In those two games against Michigan State, Michigan averaged 12.5 first downs, 201 total yards, 420 total yards allowed, 7.5 tackles for loss allowed and a 49.1 completion percentage. Average scoring margin: minus-23.5.

Its opponents, in the past five games this season: 11 first downs, 150.2 total yards, 397.6 total yards allowed, 7.6 tackles for loss allowed and a 48.2 completion percentage. Average scoring margin: minus-29.2.

Put simply, 2015 Michigan looks similar to 2013 Michigan State at times. We’ll find out how similar they are on Saturday.

You hate to put such high stakes on one game — especially in October — but this one feels bigger. If Michigan knocks off Michigan State in the Big House on Saturday, Harbaugh’s rebuilding process is much further along than anyone could have expected, and as a bonus, the Wolverines are in the driver’s seat in the Big Ten race.

If Saturday goes like the past two years, well, then that’s two steps forward and one step back. In 2008, after Dantonio beat Michigan for the first time, he said, “this one counts a little more than one.”

The coaches will deny that this week, but the game this year feels that way, too. Before the season, no one could have predicted the Wolverines would have an opportunity like this. Not only are they rolling into the rivalry game next weekend, but the Spartans are reeling. They scored a late touchdown against woeful Rutgers on Saturday, slipping by only when the Scarlet Knights spiked the ball on fourth down in the final seconds. Their defense, which has been one of the nation’s best in recent years, ranks 34th against the run, 88th against the pass and 55th in points allowed. They haven’t been this vulnerable in years.

And, for the first time in three years, the game is at Michigan Stadium. The Wolverines literally have their in-state rivals right where they want them.

Harbaugh has been reluctant to give the Spartans any bulletin-board material ahead of Saturday. In May, more than three months before he coached his first game at Michigan, Harbaugh praised the job Dantonio has done at Michigan State.

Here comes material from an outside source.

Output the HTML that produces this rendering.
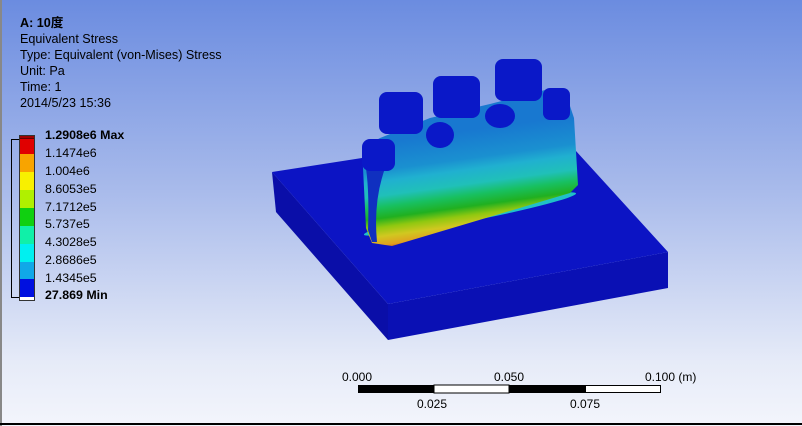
<!DOCTYPE html>
<html><head><meta charset="utf-8"><style>
html,body{margin:0;padding:0;}
body{width:802px;height:426px;position:relative;overflow:hidden;background:linear-gradient(#6b8ce0 0%,#a9bbeb 45%,#e6ebf8 85%,#f3f5fc 100%);font-family:"Liberation Sans","Noto Sans CJK SC",sans-serif;font-size:12.6px;color:#000;}
.t{position:absolute;left:20px;line-height:14px;white-space:nowrap;}
.l{position:absolute;left:45px;line-height:14px;white-space:nowrap;font-size:12.4px;}
.sw{position:absolute;left:20px;width:15px;}
.n{position:absolute;line-height:14px;font-size:12px;}
</style></head><body>
<div style="position:absolute;left:0;top:0;width:2px;height:426px;background:#888"></div>
<div style="position:absolute;left:0;top:423px;width:802px;height:2px;background:#000"></div>
<div class="t" style="top:16px;font-weight:bold">A: 10度</div>
<div class="t" style="top:32px">Equivalent Stress</div>
<div class="t" style="top:48px">Type: Equivalent (von-Mises) Stress</div>
<div class="t" style="top:64px">Unit: Pa</div>
<div class="t" style="top:80px">Time: 1</div>
<div class="t" style="top:96px">2014/5/23 15:36</div>

<div style="position:absolute;left:11px;top:139px;width:7px;height:157px;border:1px solid #000;border-right:none"></div>
<div class="sw" style="top:135px;height:3px;background:#a00000"></div>
<div class="sw" style="top:138px;height:16px;background:#e00000;border-top:1px solid #600"></div>
<div class="sw" style="top:154px;height:18px;background:#f8a400"></div>
<div class="sw" style="top:172px;height:18px;background:#f8f000"></div>
<div class="sw" style="top:190px;height:18px;background:#b0f000"></div>
<div class="sw" style="top:208px;height:18px;background:#10d010"></div>
<div class="sw" style="top:226px;height:18px;background:#10f0a8"></div>
<div class="sw" style="top:244px;height:18px;background:#00f0f0"></div>
<div class="sw" style="top:262px;height:17px;background:#10a8e8"></div>
<div class="sw" style="top:279px;height:18px;background:#0010e0"></div>
<div class="sw" style="top:297px;height:4px;background:#fff;border:0"></div>
<div style="position:absolute;left:19px;top:135px;width:16px;height:166px;border:1px solid #333;box-sizing:border-box;pointer-events:none"></div>

<div class="l" style="top:128px;font-weight:bold">1.2908e6 Max</div>
<div class="l" style="top:146px">1.1474e6</div>
<div class="l" style="top:164px">1.004e6</div>
<div class="l" style="top:182px">8.6053e5</div>
<div class="l" style="top:200px">7.1712e5</div>
<div class="l" style="top:217px">5.737e5</div>
<div class="l" style="top:235px">4.3028e5</div>
<div class="l" style="top:253px">2.8686e5</div>
<div class="l" style="top:271px">1.4345e5</div>
<div class="l" style="top:288px;font-weight:bold">27.869 Min</div>

<svg width="802" height="426" style="position:absolute;left:0;top:0">
<defs>
<linearGradient id="g" gradientUnits="userSpaceOnUse" x1="470" y1="130" x2="485" y2="240">
<stop offset="0" stop-color="#1878d0"/>
<stop offset="0.25" stop-color="#1a90d0"/>
<stop offset="0.35" stop-color="#20b0d0"/>
<stop offset="0.48" stop-color="#20c0b8"/>
<stop offset="0.58" stop-color="#18c060"/>
<stop offset="0.68" stop-color="#20b020"/>
<stop offset="0.76" stop-color="#90c810"/>
<stop offset="0.84" stop-color="#d0c820"/>
<stop offset="0.92" stop-color="#e0a020"/>
<stop offset="0.96" stop-color="#c05010"/>
<stop offset="1" stop-color="#20b0c8"/>
</linearGradient>
</defs>
<!-- plate -->
<polygon points="272,172 388,304 388,340 276,212" fill="#0a0ea8"/>
<polygon points="388,304 668,252 668,288 388,340" fill="#0a10b4"/>
<polygon points="272,172 555,128 668,252 388,304" fill="#0c14c4"/>
<!-- glow at foot -->
<ellipse cx="470" cy="214" rx="108" ry="7" transform="rotate(-11 470 214)" fill="#20c0c8"/>
<!-- body -->
<polygon points="362,148 380,138 430,118 490,104 545,90 566,94 574,118 578,185 570,193 392,246 372,243 366,228" fill="url(#g)"/>
<path d="M362,150 Q370,175 368,230 L372,242 L377,242 Q372,190 393,150 Z" fill="#1030c0"/>
<!-- blocks -->
<rect x="379" y="92" width="44" height="42" rx="8" fill="#0a18c8"/>
<rect x="433" y="76" width="47" height="42" rx="8" fill="#0a18c8"/>
<rect x="495" y="59" width="47" height="42" rx="8" fill="#0a18c8"/>
<rect x="543" y="88" width="27" height="32" rx="7" fill="#0a18c8"/>
<rect x="362" y="139" width="33" height="32" rx="8" fill="#0a18c8"/>
<ellipse cx="440" cy="135" rx="14" ry="13" fill="#0a18c8"/>
<ellipse cx="500" cy="116" rx="15" ry="12" fill="#0a18c8"/>
<!-- scale bar -->
<rect x="358" y="385" width="76" height="8" fill="#000"/>
<rect x="434" y="385" width="75" height="8" fill="#fff" stroke="#000" stroke-width="1"/>
<rect x="509" y="385" width="76" height="8" fill="#000"/>
<rect x="585.5" y="385.5" width="75" height="7" fill="#fff" stroke="#000" stroke-width="1"/>
</svg>
<div class="n" style="left:342px;top:370px">0.000</div>
<div class="n" style="left:494px;top:370px">0.050</div>
<div class="n" style="left:645px;top:370px">0.100 (m)</div>
<div class="n" style="left:417px;top:397px">0.025</div>
<div class="n" style="left:570px;top:397px">0.075</div>
</body></html>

“We know we’re not the biggest guy on the block — Michigan State’s the biggest guy,” he told a group of high school coaches in Detroit. “They have done a tremendous job. We respect the job they’ve done, but we want to be that.”

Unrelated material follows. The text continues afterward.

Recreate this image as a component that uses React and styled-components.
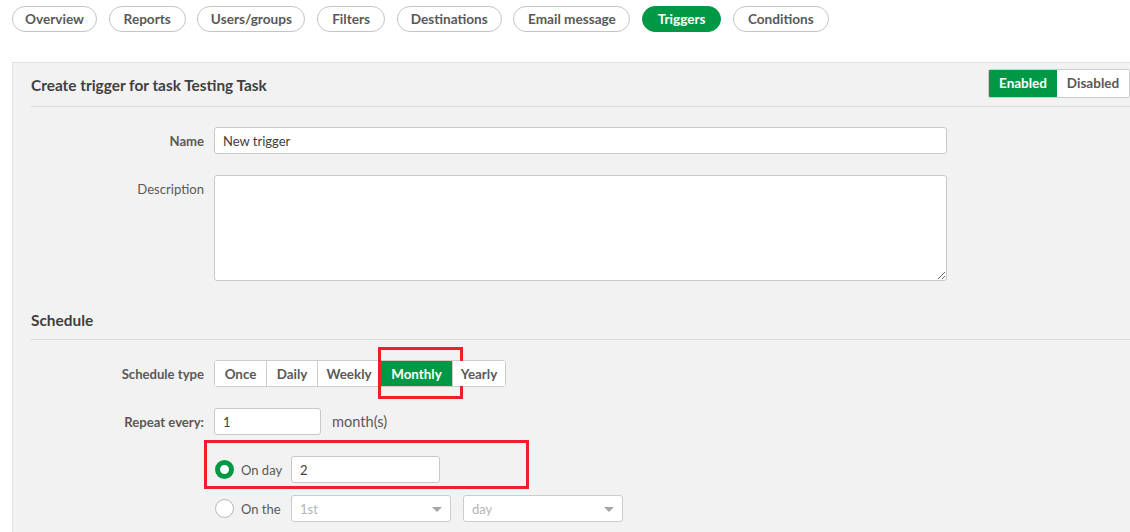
import styled, { createGlobalStyle, css } from "styled-components";

const GREEN = "#009845";

const Global = createGlobalStyle`
  html, body {
    margin: 0;
    padding: 0;
    background: #ffffff;
    overflow: hidden;
    font-family: Lato, "Noto Sans", sans-serif;
    color: #404040;
  }
`;

const Page = styled.div`
  width: 1130px;
  height: 532px;
  overflow: hidden;
`;

const Tabs = styled.nav`
  display: flex;
  gap: 11.7px;
  padding: 6px 0 0 12px;
  height: 26px;
`;

const Tab = styled.button`
  width: ${(p) => p.w}px;
  height: 26px;
  padding: 0;
  border-radius: 13px;
  border: 1px solid #c4c4c4;
  background: #ffffff;
  color: #595959;
  font-family: inherit;
  font-weight: 700;
  font-size: 13.6px;
  cursor: pointer;
  ${(p) =>
    p.active &&
    css`
      background: ${GREEN};
      border-color: ${GREEN};
      color: #ffffff;
    `}
`;

const Panel = styled.section`
  margin: 30px 0 0 12px;
  width: 1140px;
  height: 500px;
  box-sizing: border-box;
  background: #f2f2f2;
  border: 1px solid #e0e0e0;
  padding: 0 0 0 18px;
`;

const HeaderBar = styled.div`
  display: flex;
  align-items: center;
  justify-content: space-between;
  height: 43px;
  margin-right: 21px;
  border-bottom: 1px solid #d9d9d9;
`;

const Heading = styled.h2`
  margin: 0;
  font-size: 15.4px;
  font-weight: 700;
  color: #404040;
`;

const Toggle = styled.div`
  display: flex;
  margin-top: -3px;
  border: 1px solid #cccccc;
  border-radius: 2px;
  overflow: hidden;
`;

const ToggleBtn = styled.button`
  width: ${(p) => p.w}px;
  height: 27px;
  padding: 0;
  border: none;
  font-family: inherit;
  font-size: 13.5px;
  font-weight: 700;
  background: ${(p) => (p.on ? GREEN : "#ffffff")};
  color: ${(p) => (p.on ? "#ffffff" : "#595959")};
`;

const Form = styled.div`
  display: flex;
  flex-direction: column;
  gap: 21px;
  padding-top: 20px;
`;

const Row = styled.div`
  display: flex;
  align-items: ${(p) => (p.top ? "flex-start" : "center")};
  position: relative;
  margin-top: ${(p) => p.mt || 0}px;
`;

const Label = styled.label`
  width: 173px;
  margin-right: 10px;
  text-align: right;
  font-size: 13.1px;
  font-weight: ${(p) => (p.light ? 400 : 700)};
  color: #595959;
  padding-top: ${(p) => (p.top ? "6px" : "0")};
`;

const Input = styled.input`
  box-sizing: border-box;
  width: ${(p) => p.w || 733}px;
  height: 27px;
  border: 1px solid #c8c8c8;
  border-radius: 3px;
  background: #ffffff;
  padding: 0 8px;
  font-family: inherit;
  font-size: 13px;
  color: #404040;
  outline: none;
`;

const TextArea = styled.textarea`
  box-sizing: border-box;
  width: 733px;
  height: 106px;
  border: 1px solid #c8c8c8;
  border-radius: 3px;
  background: #ffffff;
  resize: both;
  font-family: inherit;
  outline: none;
`;

const Section = styled.div`
  margin-top: 19px;
  margin-right: 21px;
  height: 39px;
  display: flex;
  align-items: center;
  border-bottom: 1px solid #d9d9d9;
`;

const Schedule = styled.div`
  display: flex;
  flex-direction: column;
  padding-top: 20px;
`;

const Group = styled.div`
  display: flex;
  border: 1px solid #cccccc;
  border-radius: 3px;
  background: #ffffff;
  height: 27px;
  box-sizing: border-box;
`;

const Seg = styled.button`
  position: relative;
  box-sizing: border-box;
  width: ${(p) => p.w}px;
  height: 25px;
  padding: 0;
  border: none;
  border-left: ${(p) => (p.first ? "none" : "1px solid #cccccc")};
  background: ${(p) => (p.on ? GREEN : "#ffffff")};
  color: ${(p) => (p.on ? "#ffffff" : "#595959")};
  font-family: inherit;
  font-size: 13.4px;
  font-weight: 700;
`;

const Mark = styled.span`
  position: absolute;
  border: 3px solid #ee2027;
  pointer-events: none;
  box-sizing: border-box;
`;

const MonthMark = styled(Mark)`
  left: -3px;
  top: -14px;
  width: 85px;
  height: 52px;
`;

const DayMark = styled(Mark)`
  left: 173px;
  top: -16px;
  width: 325px;
  height: 49px;
`;

const Unit = styled.span`
  margin-left: 11px;
  font-size: 14.6px;
  color: #595959;
`;

const Choice = styled(Row)`
  padding-left: 184px;
`;

const Radio = styled.span`
  width: 19px;
  height: 19px;
  box-sizing: border-box;
  border-radius: 50%;
  background: #ffffff;
  border: ${(p) => (p.on ? `5px solid ${GREEN}` : "1px solid #b8b8b8")};
  margin-right: 7px;
  flex-shrink: 0;
`;

const ChoiceText = styled.span`
  width: 50px;
  font-size: 13px;
  color: #595959;
`;

const Select = styled.div`
  box-sizing: border-box;
  width: ${(p) => p.w}px;
  height: 27px;
  margin-right: ${(p) => p.mr || 0}px;
  border: 1px solid #cccccc;
  border-radius: 3px;
  background: #ffffff;
  display: flex;
  align-items: center;
  justify-content: space-between;
  padding: 0 8px;
  font-size: 13px;
  color: #b5b5b5;
  &::after {
    content: "";
    border-left: 5px solid transparent;
    border-right: 5px solid transparent;
    border-top: 5px solid #a6a6a6;
    margin-top: 2px;
  }
`;

const tabs = [
  ["Overview", 85],
  ["Reports", 77],
  ["Users/groups", 108],
  ["Filters", 68],
  ["Destinations", 105],
  ["Email message", 117],
  ["Triggers", 79],
  ["Conditions", 96],
];

const types = [
  ["Once", 51],
  ["Daily", 51],
  ["Weekly", 63],
  ["Monthly", 72],
  ["Yearly", 53],
];

export default function App() {
  return (
    <Page>
      <Global />
      <Tabs>
        {tabs.map(([t, w]) => (
          <Tab key={t} w={w} active={t === "Triggers"}>
            {t}
          </Tab>
        ))}
      </Tabs>
      <Panel>
        <HeaderBar>
          <Heading>Create trigger for task Testing Task</Heading>
          <Toggle>
            <ToggleBtn w={68} on>
              Enabled
            </ToggleBtn>
            <ToggleBtn w={72}>Disabled</ToggleBtn>
          </Toggle>
        </HeaderBar>
        <Form>
          <Row>
            <Label>Name</Label>
            <Input defaultValue="New trigger" />
          </Row>
          <Row top>
            <Label light top>
              Description
            </Label>
            <TextArea />
          </Row>
        </Form>
        <Section>
          <Heading>Schedule</Heading>
        </Section>
        <Schedule>
          <Row>
            <Label>Schedule type</Label>
            <Group>
              {types.map(([t, w], i) => (
                <Seg key={t} w={w} first={i === 0} on={t === "Monthly"}>
                  {t}
                  {t === "Monthly" && <MonthMark />}
                </Seg>
              ))}
            </Group>
          </Row>
          <Row mt={21}>
            <Label>Repeat every:</Label>
            <Input w={107} defaultValue="1" />
            <Unit>month(s)</Unit>
          </Row>
          <Choice mt={21}>
            <DayMark />
            <Radio on />
            <ChoiceText>On day</ChoiceText>
            <Input w={149} defaultValue="2" />
          </Choice>
          <Choice mt={12}>
            <Radio />
            <ChoiceText>On the</ChoiceText>
            <Select w={160} mr={12}>
              1st
            </Select>
            <Select w={160}>day</Select>
          </Choice>
        </Schedule>
      </Panel>
    </Page>
  );
}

In six weeks, Harbaugh has done some of what Dantonio did in his first three years at Michigan State. As much as each school tries to gain an edge on the other, and as different as the two coaches’ backgrounds are (Harbaugh a former Michigan and NFL quarterback, Dantonio a former South Carolina defensive back), they have almost the exact same opinion on how to run a football team.

That includes maintaining an even keel, no matter the result, reaching toward their ultimate goal. Saturday, after they coached two very different games — Harbaugh an impressive rout, Dantonio an uninspiring escape — they both faced similar questions about facing the other this week.

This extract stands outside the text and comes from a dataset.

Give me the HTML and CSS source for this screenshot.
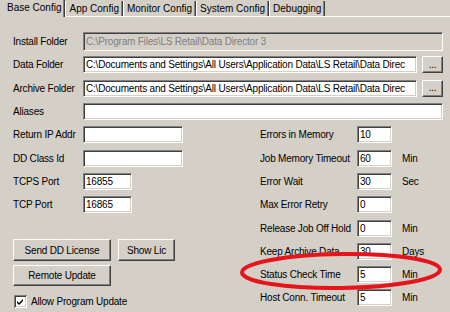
FILE: index.html
```html
<!DOCTYPE html>
<html lang="en">
<head>
  <meta charset="UTF-8">
  <title>Base Config</title>
  <link rel="stylesheet" href="styles.css">
</head>
<body>
  <div class="tabs">
    <div class="tab active">Base Config</div>
    <div class="tab">App Config</div>
    <div class="tab">Monitor Config</div>
    <div class="tab">System Config</div>
    <div class="tab">Debugging</div>
  </div>

  <div class="panel">
    <div class="row">
      <label>Install Folder</label>
      <div class="field grow disabled">C:\Program Files\LS Retail\Data Director 3</div>
    </div>
    <div class="row">
      <label>Data Folder</label>
      <div class="field grow">C:\Documents and Settings\All Users\Application Data\LS Retail\Data Direc</div>
      <div class="btn dots">...</div>
    </div>
    <div class="row">
      <label>Archive Folder</label>
      <div class="field grow">C:\Documents and Settings\All Users\Application Data\LS Retail\Data Direc</div>
      <div class="btn dots">...</div>
    </div>
    <div class="row">
      <label>Aliases</label>
      <div class="field grow"></div>
    </div>

    <div class="lower">
      <div class="left">
        <div class="row">
          <label>Return IP Addr</label>
          <div class="field ip"></div>
        </div>
        <div class="row">
          <label>DD Class Id</label>
          <div class="field ip"></div>
        </div>
        <div class="row">
          <label>TCPS Port</label>
          <div class="field port">16855</div>
        </div>
        <div class="row">
          <label>TCP Port</label>
          <div class="field port">16865</div>
        </div>

        <div class="buttons">
          <div class="btn send">Send DD License</div>
          <div class="btn show">Show Lic</div>
        </div>
        <div class="btn remote">Remote Update</div>

        <div class="check">
          <svg class="box" width="13" height="13" viewBox="0 0 13 13">
            <rect x="0" y="0" width="13" height="13" fill="#808080"/>
            <rect x="1" y="1" width="12" height="12" fill="#fff"/>
            <rect x="1" y="1" width="11" height="11" fill="#404040"/>
            <rect x="2" y="2" width="10" height="10" fill="#d4d0c8"/>
            <rect x="2" y="2" width="9" height="9" fill="#fff"/>
            <path d="M3 6l2 2 4-4v2l-4 4-2-2z" fill="#000"/>
          </svg>
          <span>Allow Program Update</span>
        </div>
      </div>

      <div class="right">
        <div class="row"><label>Errors in Memory</label><div class="field num">10</div></div>
        <div class="row"><label>Job Memory Timeout</label><div class="field num">60</div><span class="unit">Min</span></div>
        <div class="row"><label>Error Wait</label><div class="field num">30</div><span class="unit">Sec</span></div>
        <div class="row"><label>Max Error Retry</label><div class="field num">0</div></div>
        <div class="row"><label>Release Job Off Hold</label><div class="field num">0</div><span class="unit">Min</span></div>
        <div class="row"><label>Keep Archive Data</label><div class="field num">30</div><span class="unit">Days</span></div>
        <div class="row"><label>Status Check Time</label><div class="field num">5</div><span class="unit">Min</span></div>
        <div class="row"><label>Host Conn. Timeout</label><div class="field num">5</div><span class="unit">Min</span></div>
      </div>
    </div>
  </div>

  <!-- red marker drawn over the screenshot -->
  <svg class="marker" width="210" height="46" viewBox="0 0 210 46">
    <ellipse cx="102" cy="22" rx="99" ry="17" fill="none" stroke="#e8141c" stroke-width="4" transform="rotate(-0.8 102 22)"/>
  </svg>
</body>
</html>
```

FILE: styles.css
```css
body {
  margin: 0;
  background: #d4d0c8;
  font-family: 'Liberation Sans', Arial, sans-serif;
  font-size: 10px;
  letter-spacing: -0.2px;
  color: #000;
  position: relative;
  height: 312px;
  overflow: hidden;
}

.tabs {
  display: flex;
  height: 16px;
  border-bottom: 1px solid #fff;
  letter-spacing: 0;
}

.tab {
  padding: 0 3px;
  line-height: 15px;
  margin-top: 1px;
  border-left: 1px solid #fff;
  border-right: 1px solid #404040;
  box-shadow: inset -1px 0 #808080;
}

.tab.active {
  margin-top: 0;
  margin-bottom: -1px;
  padding: 0 3px 0 7px;
  line-height: 16px;
  background: #d4d0c8;
  border-left: none;
}

.panel {
  padding: 13px 7px 0 13px;
}

.row {
  display: flex;
  align-items: center;
  height: 23.3px;
}

.row label {
  width: 70px;
  flex: none;
}

.field {
  box-sizing: border-box;
  height: 17px;
  padding: 0 2px;
  line-height: 15px;
  background: #fff;
  border: 1px solid;
  border-color: #808080 #fff #fff #808080;
  box-shadow: inset 1px 1px #404040, inset -1px -1px #d4d0c8;
  white-space: nowrap;
  overflow: hidden;
}

.field.grow {
  flex: 1;
  min-width: 0;
}

.field.disabled {
  height: 19px;
  line-height: 17px;
  background: #d4d0c8;
  color: #808080;
}

.field.ip {
  width: 100px;
}

.field.port {
  width: 49px;
}

.btn {
  box-sizing: border-box;
  display: flex;
  align-items: center;
  justify-content: center;
  background: #d4d0c8;
  border: 1px solid;
  border-color: #fff #404040 #404040 #fff;
  box-shadow: inset -1px -1px #808080;
}

.btn.dots {
  width: 21px;
  height: 17px;
  margin-left: 5px;
  line-height: 10px;
}

.lower {
  display: flex;
}

.left {
  width: 247px;
  flex: none;
}

.right .row label {
  width: 97px;
}

.field.num {
  width: 35px;
}

.unit {
  margin-left: 10px;
}

.buttons {
  display: flex;
  gap: 7px;
  margin-top: 23px;
}

.btn.send {
  width: 98px;
  height: 22px;
}

.btn.show {
  width: 57px;
  height: 22px;
}

.btn.remote {
  width: 98px;
  height: 21px;
  margin-top: 4px;
}

.check {
  display: flex;
  align-items: center;
  gap: 4px;
  margin-top: 9px;
  padding-left: 1px;
}

.check .box {
  display: block;
}

.marker {
  position: absolute;
  left: 239px;
  top: 249px;
}
```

“Tremendous opponent,” Harbaugh said. “It’s going to demand that we’re at our very best. That’s going to mean a great week of preparation and practice is in store for us. So we’ll move on even more quickly than usual, because it is such a good, worthy opponent next week. And we’ll be looking forward to it.”

This time, their responses weren’t similar.

“I’m going to just delay that response and focus on the present,” Dantonio said. “Getting on the plane, going home and making plans and looking for things we need to get better at and worry about our football team.”

And so the chess match began. Both coaches have had success, and both have won big games. Both will go about preparing their teams as they see fit. Saturday brings the ultimate measuring stick.